The credit covers equipment and labor for solar electric systems, solar water heaters (as long as the heated water is used in the home, not a pool), wind turbines, geothermal heat pumps, and battery storage with a capacity of at least 3 kilowatt-hours. You claim the credit by filing IRS Form 5695 with your federal tax return for the year you placed the system in service.4Internal Revenue Service. About Form 5695 – Residential Energy Credits There is no dollar cap on the residential credit, but it can only offset your federal income tax liability for the year. Any unused credit carries forward to subsequent tax years.
In practical terms, a Florida homeowner who spends $28,000 on a rooftop solar installation gets a federal tax credit of $8,400, pays zero additional property taxes on the value the system adds to the home, and also benefits from Florida’s separate sales tax exemption on solar energy systems and components. The combined effect makes Florida one of the more favorable states for residential solar economics.

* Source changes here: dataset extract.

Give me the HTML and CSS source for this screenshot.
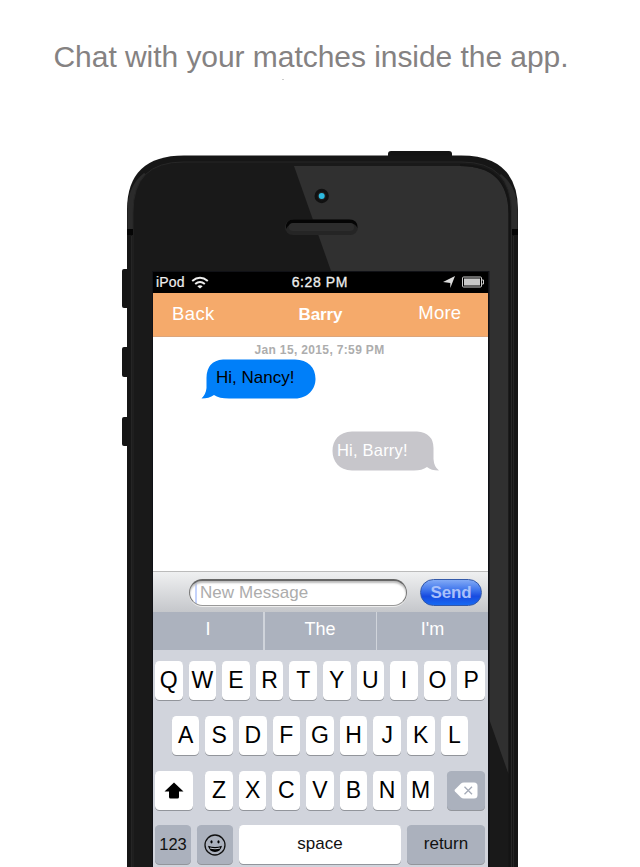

Business owners who install solar or other qualifying renewable energy equipment on commercial property can take advantage of federal tax benefits beyond what residential owners receive. Under the Modified Accelerated Cost Recovery System, solar energy equipment is classified as 5-year property, allowing the business to depreciate the full cost over a compressed schedule rather than the building’s standard recovery period.5Internal Revenue Service. Cost Recovery for Qualified Clean Energy Facilities, Property and Technology This accelerated depreciation significantly reduces taxable income in the early years after installation.
Commercial properties also qualify for a federal investment tax credit under Section 48 or the newer Section 48E of the Internal Revenue Code. Combined with Florida’s 80% property tax exclusion under Statute 193.624, the layered benefits often make commercial solar installations financially attractive even before accounting for the energy savings themselves. A tax advisor familiar with both the federal credit and the Florida exclusion can help structure the timing of installation and filing to maximize the combined benefit.
Installing a renewable energy system changes your property’s replacement value, and your homeowners insurance policy needs to reflect that. Contact your insurer before or immediately after installation. A system you own is considered part of the home’s value, and failing to report it could leave the equipment uninsured if a storm, fire, or other covered event damages or destroys it.
Most standard homeowners policies cover rooftop solar panels that are permanently attached to the structure, treating them the same as any other part of the building. Ground-mounted or portable systems often fall outside standard coverage or face limits. Routine wear, maintenance issues, and gradual degradation are universally excluded. If you lease your solar panels rather than owning them, the leasing company typically carries insurance on the equipment, but confirm this in writing rather than assuming.
Expect a modest premium increase proportional to the replacement value of the system. Insurers generally treat the added cost the same way they’d treat any home improvement of equal value. For a system that cost $25,000 to $50,000, annual premium increases in the range of a few hundred dollars are common, though this varies by carrier and location. Review your policy’s coverage limits and deductibles to make sure a total loss would cover the full replacement cost of the system along with the rest of the home.